4. Optimise naturally – because you’re worth it

SEO isn’t dead – in fact it’s very much alive and continuing to evolve. But in order to help aid your page in organic search rankings, don’t try putting anything out of the ordinary in your copy to try and out think the search engines. It will only end in tears.

If you’re writing relevant content on your page aimed at human beings – not search engine bots – then you’re halfway there.

Using targeted keywords is still an important part of the optimisation process, but never try to force them into your copy. Google and co. will see straight through you and potentially hand out a chastising spam penalty. Some helpful notes for using keywords in your copy:

  • Try to do your keyword research before you begin writing
  • If possible, look to incorporate them into your heading and sub-headings
  • Don’t crowbar keywords into sentences – if they don’t make sense, then take the keyword out
  • Never completely saturate your copy with the same keyword


5. Check, check and check again

In the same way great copy can attract new customers, poor copy can keep them away.

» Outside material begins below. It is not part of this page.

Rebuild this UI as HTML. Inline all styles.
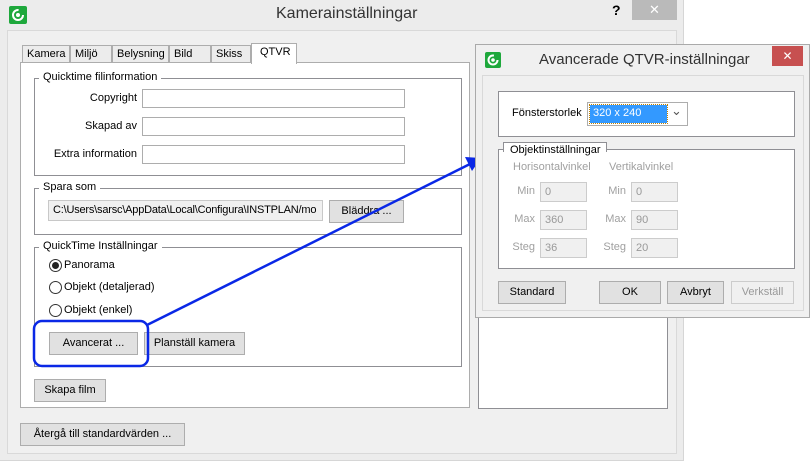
<!DOCTYPE html>
<html><head><meta charset="utf-8"><style>
*{box-sizing:border-box;margin:0;padding:0}
body{width:810px;height:461px;background:#fff;position:relative;overflow:hidden;font-family:"Liberation Sans",sans-serif;font-size:11px;color:#000}
.a{position:absolute}
.win{left:0;top:0;width:684px;height:461px;background:#ececec;border-right:1px solid #d6d6d6;border-bottom:1px solid #d6d6d6}
.panel{left:7px;top:30px;width:670px;height:424px;background:#f0f0f0;border:1px solid #d9d9d9}
.page{left:20px;top:62px;width:450px;height:346px;background:#fff;border:1px solid #adadad}
.tab{top:45px;height:18px;background:#ececec;border:1px solid #adadad;border-bottom:none;padding:2px 0 0 4px}
.grp{border:1px solid #8f8f94}
.leg{background:#fff;padding:0 4px;top:-8px;left:4px;white-space:nowrap}
.inp{background:#fff;border:1px solid #adadad}
.btn{background:#e1e1e1;border:1px solid #adadad;text-align:center;line-height:21px;white-space:nowrap}
.lbl{white-space:nowrap}
.r{text-align:right;white-space:nowrap}
.rad{width:13px;height:13px;border:1px solid #333;border-radius:50%;background:#fff}
.dlg{left:475px;top:44px;width:335px;height:274px;background:#f0f0f0;border:1px solid #aaa}
.gry{color:#a0a0a0}
.dis{background:#f0f0f0;border:1px solid #ccc;color:#999;padding:3px 4px}
.icon{width:18px;height:18px;background:#1ea83c;border-radius:2px}
</style></head><body>
<div class="a win"></div>
<div class="a icon" style="left:9px;top:6px"><svg width="18" height="18"><circle cx="9" cy="9" r="5" fill="none" stroke="#fff" stroke-width="2" stroke-dasharray="24 8"/><circle cx="9" cy="9" r="2" fill="#fff"/></svg></div>
<div class="a" style="left:276px;top:5px;font-size:16px;color:#333">Kamerainställningar</div>
<div class="a" style="left:612px;top:2px;font-weight:bold;font-size:14px">?</div>
<div class="a" style="left:632px;top:0;width:45px;height:20px;background:#bababa;color:#fff;text-align:center;font-size:13px;line-height:20px">✕</div>
<div class="a panel"></div>
<div class="a tab" style="left:22px;width:48px">Kamera</div>
<div class="a tab" style="left:70px;width:42px">Miljö</div>
<div class="a tab" style="left:112px;width:57px">Belysning</div>
<div class="a tab" style="left:169px;width:42px">Bild</div>
<div class="a tab" style="left:211px;width:40px">Skiss</div>
<div class="a page"></div>
<div class="a" style="left:251px;top:43px;width:46px;height:21px;background:#fff;border:1px solid #adadad;border-bottom:none;padding:2px 0 0 8px">QTVR</div>
<div class="a" style="left:478px;top:62px;width:190px;height:347px;background:#fff;border:1px solid #8f8f94"></div>

<div class="a grp" style="left:34px;top:78px;width:428px;height:98px"><div class="a leg">Quicktime filinformation</div></div>
<div class="a r" style="left:30px;width:107px;top:92px">Copyright</div>
<div class="a r" style="left:30px;width:107px;top:120px">Skapad av</div>
<div class="a r" style="left:30px;width:107px;top:148px">Extra information</div>
<div class="a inp" style="left:142px;top:89px;width:263px;height:19px"></div>
<div class="a inp" style="left:142px;top:117px;width:263px;height:19px"></div>
<div class="a inp" style="left:142px;top:145px;width:263px;height:19px"></div>

<div class="a grp" style="left:34px;top:188px;width:428px;height:47px"><div class="a leg">Spara som</div></div>
<div class="a" style="left:48px;top:200px;width:275px;height:21px;background:#f0f0f0;border:1px solid #c8c8c8;padding:3px 4px;white-space:nowrap;overflow:hidden;letter-spacing:-0.2px">C:\Users\sarsc\AppData\Local\Configura\INSTPLAN/mo</div>
<div class="a btn" style="left:329px;top:200px;width:75px;height:23px">Bläddra ...</div>

<div class="a grp" style="left:34px;top:247px;width:428px;height:120px"><div class="a leg">QuickTime Inställningar</div></div>
<div class="a rad" style="left:49px;top:259px"><div style="width:7px;height:7px;background:#222;border-radius:50%;margin:2px"></div></div>
<div class="a lbl" style="left:64px;top:259px">Panorama</div>
<div class="a rad" style="left:49px;top:281px"></div>
<div class="a lbl" style="left:64px;top:281px">Objekt (detaljerad)</div>
<div class="a rad" style="left:49px;top:304px"></div>
<div class="a lbl" style="left:64px;top:304px">Objekt (enkel)</div>
<div class="a btn" style="left:49px;top:332px;width:89px;height:23px">Avancerat ...</div>
<div class="a btn" style="left:144px;top:332px;width:101px;height:23px">Planställ kamera</div>
<div class="a btn" style="left:34px;top:379px;width:72px;height:23px">Skapa film</div>
<div class="a btn" style="left:20px;top:423px;width:165px;height:23px">Återgå till standardvärden ...</div>

<svg class="a" style="left:0;top:0" width="810" height="461">
<rect x="34" y="321" width="114" height="45" rx="8" fill="none" stroke="#0a28e6" stroke-width="2.5"/>
<line x1="147" y1="325" x2="470" y2="164" stroke="#0a28e6" stroke-width="2.5"/>
<polygon points="481,158 465,157 472,171" fill="#0a28e6"/>
</svg>

<div class="a dlg"></div>
<div class="a" style="left:482px;top:75px;width:322px;height:236px;border:1px solid #d9d9d9"></div>
<div class="a icon" style="left:485px;top:52px;width:16px;height:16px"><svg width="16" height="16"><circle cx="8" cy="8" r="4.5" fill="none" stroke="#fff" stroke-width="2" stroke-dasharray="22 7"/><circle cx="8" cy="8" r="1.8" fill="#fff"/></svg></div>
<div class="a" style="left:539px;top:51px;font-size:15px;color:#333">Avancerade QTVR-inställningar</div>
<div class="a" style="left:772px;top:46px;width:31px;height:20px;background:#c75050;color:#fff;text-align:center;line-height:20px;font-size:12px">✕</div>
<div class="a" style="left:498px;top:91px;width:297px;height:46px;background:#fff;border:1px solid #8f8f94"></div>
<div class="a lbl" style="left:512px;top:107px">Fönsterstorlek</div>
<div class="a" style="left:587px;top:102px;width:101px;height:24px;background:#fff;border:1px solid #adadad"></div>
<div class="a" style="left:590px;top:105px;width:77px;height:18px;background:#3399ff;color:#fff;padding:2px 3px;outline:1px dotted #c08000">320 x 240</div>
<div class="a" style="left:671px;top:103px;color:#555;font-size:13px">⌄</div>
<div class="a" style="left:498px;top:149px;width:297px;height:120px;background:#fff;border:1px solid #8f8f94"></div>
<div class="a" style="left:503px;top:142px;width:104px;height:10px;background:#fff;border:1px solid #8f8f94;border-bottom:none"></div>
<div class="a lbl" style="left:510px;top:144px">Objektinställningar</div>
<div class="a lbl gry" style="left:513px;top:161px">Horisontalvinkel</div>
<div class="a lbl gry" style="left:609px;top:161px">Vertikalvinkel</div>
<div class="a gry r" style="left:500px;width:35px;top:185px">Min</div>
<div class="a gry r" style="left:500px;width:35px;top:213px">Max</div>
<div class="a gry r" style="left:500px;width:35px;top:241px">Steg</div>
<div class="a gry r" style="left:590px;width:36px;top:185px">Min</div>
<div class="a gry r" style="left:590px;width:36px;top:213px">Max</div>
<div class="a gry r" style="left:590px;width:36px;top:241px">Steg</div>
<div class="a dis" style="left:540px;top:182px;width:47px;height:20px">0</div>
<div class="a dis" style="left:540px;top:210px;width:47px;height:20px">360</div>
<div class="a dis" style="left:540px;top:238px;width:47px;height:20px">36</div>
<div class="a dis" style="left:631px;top:182px;width:47px;height:20px">0</div>
<div class="a dis" style="left:631px;top:210px;width:47px;height:20px">90</div>
<div class="a dis" style="left:631px;top:238px;width:47px;height:20px">20</div>
<div class="a btn" style="left:498px;top:281px;width:68px;height:23px">Standard</div>
<div class="a btn" style="left:599px;top:281px;width:62px;height:23px">OK</div>
<div class="a btn" style="left:667px;top:281px;width:57px;height:23px">Avbryt</div>
<div class="a btn" style="left:731px;top:281px;width:63px;height:23px;background:#f0f0f0;border-color:#ccc;color:#999">Verkställ</div>
</body></html>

Grammatical errors can erode away the credibility of your website in one fell swoop. With a recent study revealing that 59 per cent of Britons would not use a company that had obvious spelling mistakes in their online copy, it’s vital your writing is as accurate as possible.

Online grammar checkers such as Grammarly and White Smoke are great to help you iron mistakes out, but there’s no replacement for the human eye. Let as many other people proof your work as you can find for maximum peace of mind.